3. Move segment ownership into spectral-library

The current split is:

  • SIAC assigns segment from center wavelength
  • spectral-library validates support stays inside the segment

This is the wrong boundary for FWHM-only inputs. The new rule should be:

  1. If the caller gives an explicit segment, use it.
  2. Otherwise assign segment from center wavelength.
  3. Realize any gaussian / band_spec through rsrf.
  4. Clip the realized curve to the segment range.
  5. Validate the clipped support and continue.

This keeps rsrf responsible for realization semantics and spectral-library responsible for mapping-segment semantics.

It also removes the current split where SIAC chooses the segment while spectral-library only enforces support bounds afterward.

4. Add in-memory runtime build

Add a public builder that accepts in-memory library and sensor inputs. The existing prepared-runtime layout may stay unchanged internally, but the caller must not need to know about siac_root and srf_root.

Implementation options:

  • build internally in a temp/cache directory and return PreparedRuntime
  • or add a true in-memory build path and optional persistence

Either option is acceptable for SIAC as long as the on-disk staging details are fully owned by spectral-library.

5. Preserve caller order and identity

For custom sensor inputs, spectral-library must guarantee:

  • band order is preserved
  • output columns are returned in normalized target-band order
  • stable ids are returned for both source and target sensors

This removes the need for SIAC to:

  • generate hashed sensor ids itself
  • rename the primary NIR band itself
  • pad source subsets into canonical source layouts
  • remap target outputs through local band-id bookkeeping

6. Keep the low-level file builder as an implementation detail

The current build_mapping_library(siac_root, srf_root, output_root, ...) surface can remain as a lower-level API for maintainers or offline tooling.
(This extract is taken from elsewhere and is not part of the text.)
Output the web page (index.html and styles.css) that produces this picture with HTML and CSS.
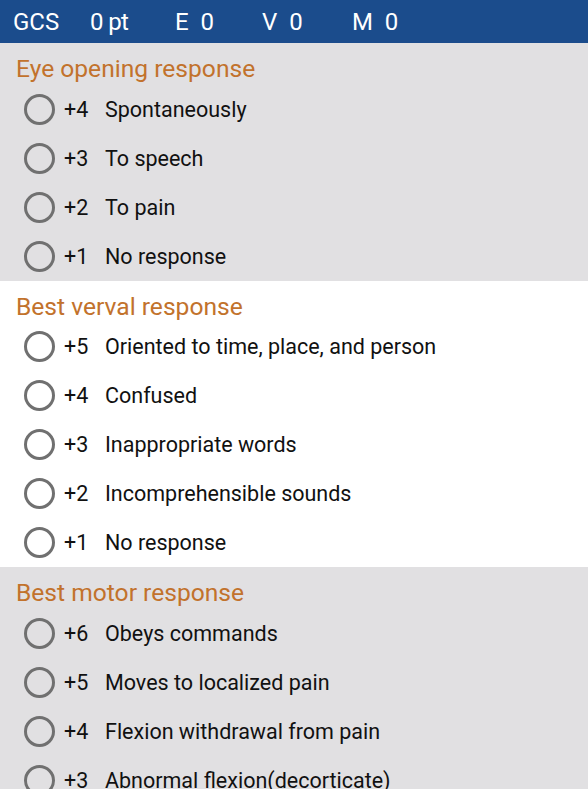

The new SIAC-facing API should sit above it and own:

  • in-memory input coercion
  • temporary staging if needed
  • prepared-runtime cache reuse
  • normalization and validation

Responsibilities After The Change

Concern Owner after change
Canonical response-definition semantics rsrf
Canonical sensor-definition lookup spectral-library using rsrf
Custom sensor-definition coercion spectral-library
Segment assignment and segment clipping for mapping spectral-library
Prepared-runtime caching and persistence spectral-library
xarray flattening and restoration SIAC
Observation extraction and TOA preprocessing SIAC
Surface-prior orchestration SIAC

SIAC Code Expected To Be Deleted

Once the new spectral-library API exists and SIAC upgrades to it, SIAC should be able to delete or drastically shrink:

  • python/siac/adapters/rsrf.py
  • the RSRF fallback branch in python/siac/adapters/satellite/sentinel2.py
  • custom sensor-definition and runtime-staging logic in python/siac/algorithms/surface/spectral_mapping.py

The remaining SIAC spectral-mapping code should be limited to:

  • source observation flattening
  • target xarray reconstruction
  • uncertainty propagation
  • workflow integration

Rollout Assumptions

This design does not require SIAC backward compatibility with older spectral-library integration paths.

Assumptions:

  • SIAC may raise its minimum spectral-library version to the first release that includes the new API.
  • SIAC may delete the old local bridge directly once that floor is adopted.
  • The old low-level file builder may remain upstream, but SIAC does not need to keep dual-path support.

Verification Plan

The upstream change is complete when the following are true:

  • [ ] SIAC does not import python/siac/adapters/rsrf.py during normal spectral mapping or preprocessor sensor-config resolution.
  • [ ] SIAC does not write temporary srf_root JSON.
  • [ ] SIAC does not write temporary siac_root CSV exports for mapping.
  • [ ] SIAC does not assign mapping segments for runtime build.
  • [ ] SIAC does not have to stage target schemas separately from source schemas.
  • [ ] A Sentinel-2 preprocessor path can resolve its runtime sensor metadata through spectral-library alone.
  • [ ] A custom target-band set defined only by center wavelength and FWHM can be passed directly to spectral-library.
  • [ ] A mixed-source mapping path preserves source-band order and target output order without caller-side padding.
  • [ ] Error cases distinguish:
  • missing canonical sensor
  • missing band within a canonical sensor
  • invalid custom band input
  • invalid segment assignment
  • failure to realize a response definition

Non-Goals

This document does not propose:

  • redesigning SIAC runtime payloads broadly
  • changing solver or correction science
  • moving scene preprocessing into spectral-library
  • changing the prepared-runtime file format unless needed internally

Open Questions

  1. Should spectral-library expose a neutral SensorInput type publicly, or accept plain mappings and dataclasses interchangeably?
  2. Should in-memory runtime build be a true no-files path, or is internal temp staging acceptable as long as the caller does not manage it?
  3. Should spectral-library own preprocessor-ready sensor objects, or only mapping-ready sensor/runtime objects?
  4. Should deterministic id generation be caller-visible, or treated as an internal cache-detail only?